Are some speed bumps too aggressive? Are all speed bumps created equal”? Testing by Gorski Consulting provides some answers.

Everyone has ridden through various traffic calming including speed bumps designed to slow down traffic. However there is no publicly available data on features such as speed bumps that can indicate whether they are appropriate or needlessly too aggressive.

As part of the road assessment work conducted by Gorski Consulting, testing was recently completed on Edmonton Street in London, Ontario, Canada.

View, looking north, along Edmonton Street in East London, Ontario where testing was conducted to determine the aggressiveness of its speed bumps.

A test vehicle was ridden over a series of 5 speed bumps. The vehicle was instrumented with an iPhone that documented the vehicle’s longitudinal and lateral rotation. This is similar to the work that has been previously done and reported in the Road Data page of the Gorski Consulting website.

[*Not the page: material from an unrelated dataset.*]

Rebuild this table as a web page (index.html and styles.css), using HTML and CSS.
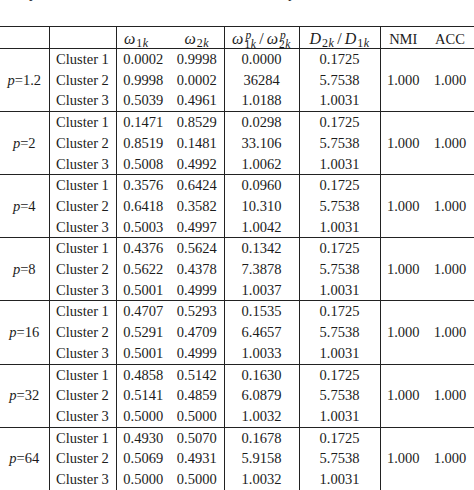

An example of the rotation data is shown in the chart below.

Example of the rotations of a test vehicle caused by travelling over a speed bump.

The above chart plots the motion of the vehicle over a  time of just 2 seconds. The test vehicle’s speed was 28 km/h or 2 km/h slower than the 30 km/h speed advisory sign posted on the roadside. The results show that most motions are completed in about 1 second. This is shorter than other road features such as road repairs which are typically longer along the length of a road.

The testing was performed in a northbound direction and then the vehicle was turned around and the testing was repeated in a southbound direction. The following represents the data that was obtained. The rotations are expressed in radians per second. One radian is equal to 57.3 degrees.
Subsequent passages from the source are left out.